A few months back, I wrote a blog post where I interviewed a friend on the huge adjustment she went through when she got married. She ended up getting pregnant right away and decided to become a stay-at-home mom. That led to a long-term identity crisis that only got worse when the communication with her husband broke down as he started spending more time away from home building his own business. A couple of hours after I published the post, I received a text from a close friend of mine that blew my mind. She wrote, “I feel like I went from being an obedient child in my mother’s house to being obedient to my husband.” Those words have been echoing in my mind ever since. See, my circle of friends is mostly composed of women who are very similar: we always strived to be obedient to our parents.
In Haitian culture, as in most Caribbean cultures, obedience to your parents brings your family honor. When a family has kids that submit to the will of the parents, it’s a source of pride. Kids that publicly rebel bring shame. Like, they literally aren’t discussed, their names seem to be forgotten, and their very existence is ignored. This is only made worse in the context of church culture. Growing up, I focused so much on not messing up. In my mind, if I messed up, if I made a bad decision, it wouldn’t just bring shame to my parents, but also to God and His reputation in the world. I became so afraid of messing up that I ended up being afraid to live. Even now, I’m a super indecisive person because I’m haunted by a fear of messing up. In my mind, if I mess up, the entire trajectory of the rest of my life is irreversibly messed up as well.
When I got married to my husband, and especially when I had our kids, it seemed like my entire identity hinged on being a wife and mom. It became overwhelming to the point where I felt suffocated emotionally. Who was I really? What did I REALLY want out of life? I knew what the “right” answers to those questions were as a Christian: be a supportive wife, mold my kids characters’ and make sure that they grew up to be people of high moral fiber that would be lights in the world. At one time I was passionate about those things, but now saying them out loud felt flat and false.
I realized that I didn’t really know myself because I hadn’t taken a whole lot of risks in my life.

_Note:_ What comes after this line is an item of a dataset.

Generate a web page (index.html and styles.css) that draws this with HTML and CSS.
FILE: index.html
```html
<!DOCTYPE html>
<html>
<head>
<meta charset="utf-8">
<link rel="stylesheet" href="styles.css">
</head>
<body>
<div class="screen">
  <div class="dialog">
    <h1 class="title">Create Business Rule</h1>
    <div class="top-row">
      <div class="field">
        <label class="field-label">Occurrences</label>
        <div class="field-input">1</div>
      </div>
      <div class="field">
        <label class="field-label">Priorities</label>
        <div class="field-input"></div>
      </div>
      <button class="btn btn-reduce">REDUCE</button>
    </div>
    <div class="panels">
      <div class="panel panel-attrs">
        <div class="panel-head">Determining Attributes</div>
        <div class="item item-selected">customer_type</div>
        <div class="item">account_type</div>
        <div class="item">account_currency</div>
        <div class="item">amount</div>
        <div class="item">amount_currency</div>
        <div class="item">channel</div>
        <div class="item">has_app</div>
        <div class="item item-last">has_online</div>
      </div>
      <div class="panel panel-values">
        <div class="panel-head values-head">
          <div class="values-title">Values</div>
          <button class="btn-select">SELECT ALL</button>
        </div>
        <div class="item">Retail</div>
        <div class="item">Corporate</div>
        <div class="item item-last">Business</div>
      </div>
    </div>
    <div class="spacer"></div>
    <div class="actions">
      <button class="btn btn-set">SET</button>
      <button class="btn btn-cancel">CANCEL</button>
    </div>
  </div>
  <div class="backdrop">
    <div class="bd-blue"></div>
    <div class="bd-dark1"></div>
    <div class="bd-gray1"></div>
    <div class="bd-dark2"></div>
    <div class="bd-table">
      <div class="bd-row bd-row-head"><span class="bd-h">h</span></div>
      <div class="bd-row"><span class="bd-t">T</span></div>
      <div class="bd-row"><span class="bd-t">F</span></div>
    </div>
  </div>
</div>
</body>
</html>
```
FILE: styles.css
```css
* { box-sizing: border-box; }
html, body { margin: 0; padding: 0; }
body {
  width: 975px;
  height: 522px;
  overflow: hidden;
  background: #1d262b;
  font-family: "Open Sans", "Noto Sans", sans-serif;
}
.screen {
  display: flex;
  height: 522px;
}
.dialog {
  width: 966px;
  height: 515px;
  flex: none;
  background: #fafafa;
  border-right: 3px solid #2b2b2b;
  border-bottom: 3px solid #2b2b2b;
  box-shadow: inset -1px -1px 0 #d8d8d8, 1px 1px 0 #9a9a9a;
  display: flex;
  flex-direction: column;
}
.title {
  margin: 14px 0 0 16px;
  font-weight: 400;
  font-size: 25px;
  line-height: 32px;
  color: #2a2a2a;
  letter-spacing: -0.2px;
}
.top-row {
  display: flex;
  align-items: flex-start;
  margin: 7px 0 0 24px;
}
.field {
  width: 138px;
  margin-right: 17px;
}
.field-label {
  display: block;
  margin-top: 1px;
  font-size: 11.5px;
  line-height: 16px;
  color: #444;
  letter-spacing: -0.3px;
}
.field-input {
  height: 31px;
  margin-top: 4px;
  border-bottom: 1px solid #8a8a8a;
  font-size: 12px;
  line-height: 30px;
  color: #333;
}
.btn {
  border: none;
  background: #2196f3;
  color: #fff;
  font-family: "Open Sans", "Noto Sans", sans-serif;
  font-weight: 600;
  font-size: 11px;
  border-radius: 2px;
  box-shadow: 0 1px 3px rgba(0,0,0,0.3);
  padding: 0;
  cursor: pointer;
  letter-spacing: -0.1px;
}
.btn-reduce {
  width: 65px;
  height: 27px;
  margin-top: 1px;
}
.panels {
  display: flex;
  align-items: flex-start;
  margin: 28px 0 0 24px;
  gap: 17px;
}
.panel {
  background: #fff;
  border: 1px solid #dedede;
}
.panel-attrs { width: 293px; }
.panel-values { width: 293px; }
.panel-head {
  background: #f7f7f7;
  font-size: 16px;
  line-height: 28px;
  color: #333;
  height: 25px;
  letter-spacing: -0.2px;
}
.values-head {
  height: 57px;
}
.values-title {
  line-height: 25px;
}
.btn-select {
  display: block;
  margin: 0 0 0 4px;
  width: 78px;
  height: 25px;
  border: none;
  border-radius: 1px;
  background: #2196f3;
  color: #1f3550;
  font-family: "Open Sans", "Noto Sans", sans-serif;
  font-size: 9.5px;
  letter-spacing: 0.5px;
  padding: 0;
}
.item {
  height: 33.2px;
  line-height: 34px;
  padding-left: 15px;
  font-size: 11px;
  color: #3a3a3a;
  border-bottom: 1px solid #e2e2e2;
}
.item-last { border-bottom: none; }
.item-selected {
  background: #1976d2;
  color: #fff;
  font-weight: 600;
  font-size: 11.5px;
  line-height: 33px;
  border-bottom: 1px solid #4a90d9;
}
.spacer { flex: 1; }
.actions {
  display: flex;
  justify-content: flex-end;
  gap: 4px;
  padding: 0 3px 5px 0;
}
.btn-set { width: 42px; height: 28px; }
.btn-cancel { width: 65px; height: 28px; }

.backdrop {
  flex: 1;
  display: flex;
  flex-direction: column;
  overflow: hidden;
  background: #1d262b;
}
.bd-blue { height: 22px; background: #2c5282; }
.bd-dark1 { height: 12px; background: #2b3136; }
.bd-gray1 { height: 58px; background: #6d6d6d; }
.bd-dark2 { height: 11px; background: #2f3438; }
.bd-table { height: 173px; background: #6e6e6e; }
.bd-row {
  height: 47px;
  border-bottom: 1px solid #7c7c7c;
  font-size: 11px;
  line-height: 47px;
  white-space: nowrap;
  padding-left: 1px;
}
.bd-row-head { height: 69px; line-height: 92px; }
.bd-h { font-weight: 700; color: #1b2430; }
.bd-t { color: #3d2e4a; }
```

I had rebelled against my parents’ wishes when I started dating my husband at 21. That decision had given me the courage to pursue teaching instead of medicine as a career. But for ten years after that, I retreated back into my shell and my husband and marriage became the place where I hid from the world. My husband and kids became my excuse for living an existence where I kept my God-given gifts and personality hidden because of fear.

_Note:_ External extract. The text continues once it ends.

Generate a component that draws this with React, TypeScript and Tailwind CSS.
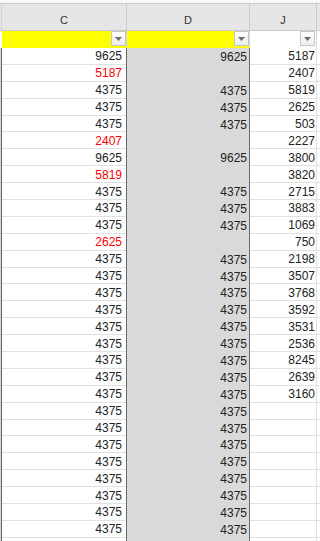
import React from 'react'

type Cell = { v: string; red?: boolean }

const cCol: Cell[] = [
  { v: '9625' },
  { v: '5187', red: true },
  { v: '4375' },
  { v: '4375' },
  { v: '4375' },
  { v: '2407', red: true },
  { v: '9625' },
  { v: '5819', red: true },
  { v: '4375' },
  { v: '4375' },
  { v: '4375' },
  { v: '2625', red: true },
  ...Array.from({ length: 17 }, () => ({ v: '4375' })),
  { v: '' },
]

const dCol: string[] = [
  '9625', '', '4375', '4375', '4375', '', '9625', '', '4375', '4375', '4375', '',
  ...Array.from({ length: 17 }, () => '4375'),
  '',
]

const jCol: string[] = [
  '5187', '2407', '5819', '2625', '503', '2227', '3800', '3820', '2715', '3883', '1069',
  '750', '2198', '3507', '3768', '3592', '3531', '2536', '8245', '2639', '3160',
]

function FilterButton() {
  return (
    <div className="w-[15px] h-[15px] border border-[#c6c6c6] bg-gradient-to-b from-white to-[#ededed] flex items-center justify-center">
      <svg width="7" height="4" viewBox="0 0 7 4">
        <polygon points="0,0 7,0 3.5,4" fill="#6b6b6b" />
      </svg>
    </div>
  )
}

export default function App() {
  const font = { fontFamily: '"Liberation Sans", Arial, sans-serif' }

  return (
    <div className="w-[320px] h-[541px] overflow-hidden bg-white text-[12px] text-[#222]" style={font}>
      <div className="h-[3px] bg-[#f7f7f7]" />

      {/* column headers */}
      <div className="flex h-[28px] bg-[#e6e6e6] border-y border-[#cbcbcb] text-[11px] text-[#333]">
        <div className="w-[2px] border-r border-[#d2d2d2]" />
        <div className="w-[124px] flex items-end justify-center pb-[2px]">C</div>
        <div className="w-[124px] border-x border-[#cbcbcb] flex items-end justify-center pb-[2px]">D</div>
        <div className="w-[67px] border-r border-[#cbcbcb] flex items-end justify-center pb-[2px]">J</div>
        <div className="flex-1" />
      </div>

      {/* filter row */}
      <div className="flex h-[17px]">
        <div className="w-[2px] bg-white" />
        <div className="w-[124px] bg-[#ffff00] flex items-start justify-end">
          <FilterButton />
        </div>
        <div className="w-[124px] bg-[#ffff00] border-x border-[#d6d6d6] flex items-start justify-end">
          <FilterButton />
        </div>
        <div className="w-[67px] bg-white border-r border-[#d6d6d6] flex items-start justify-end pr-[1px]">
          <FilterButton />
        </div>
        <div className="flex-1 bg-white" />
      </div>

      {/* data rows */}
      {cCol.map((c, i) => (
        <div key={i} className="flex h-[16.9px] leading-none">
          <div className="w-[2px] bg-[#d8d8d8] border-r border-[#5f5f5f]" />
          <div
            className={`w-[124px] border-b border-[#e1e1e1] flex items-center justify-end pr-[4px] pt-[1px] ${
              c.red ? 'text-[#ff0000]' : ''
            }`}
          >
            {c.v}
          </div>
          <div className="w-[124px] bg-[#d9d9d9] border-x border-[#6a6a6a] flex items-center justify-end pr-[2px] pt-[1px]">
            {dCol[i]}
          </div>
          <div className="w-[67px] border-b border-r border-[#e1e1e1] flex items-center justify-end pr-[1px] pt-[1px]">
            {jCol[i] ?? ''}
          </div>
          <div className="flex-1 border-b border-[#e1e1e1]" />
        </div>
      ))}
    </div>
  )
}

Thank God I have a perceptive husband; he encourages me to push my boundaries and figure things out, but for a long time, I had resentment because he already knew his purpose and pursuing what he feels is his mission. I wanted the same thing but didn’t know how to go about finding it out. It brought a lot of tension to our relationship because I begrudged the time he spent away from me and the kids trying to pursue his dreams.
I still don’t have concrete answers, but I keep repeating this quote to myself: nothing will change if nothing changes.” So now I’m trying to do things like speak up when I would usually keep silent, go out when I would usually stay home, and basically do the opposite of what I feel like doing. I’ve been going off feeling for most of my life, and I’m not satisfied, so I figured doing the opposite of what I usually do is a good start.

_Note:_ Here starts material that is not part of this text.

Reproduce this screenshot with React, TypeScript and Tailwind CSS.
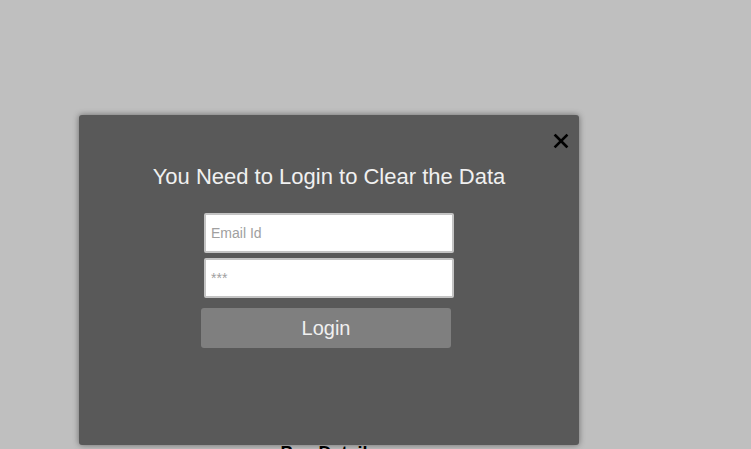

I know a lot of people are thinking, “But where’s your relationship with God in all of this?” I know I’ll get comments about how a relationship with God gives you a sense of purpose and mission in life. But can I be real? Religion can be a great place to hide from God too. It’s easy to get caught up in displaying a certain persona in the attempt to please God. That comes from a place of relating to God as an authoritarian parent who will hit me on the knuckles when you break a rule, not a loving Father who wants the best for me. So I’m determined to relate to God as a daughter relates to a Father who will lovingly correct my path if I start to stray, and give me healing in the places where I’m broken. And I’m certain that in the process, I’ll become a better wife and mom because I’ll be a more confident, happy person.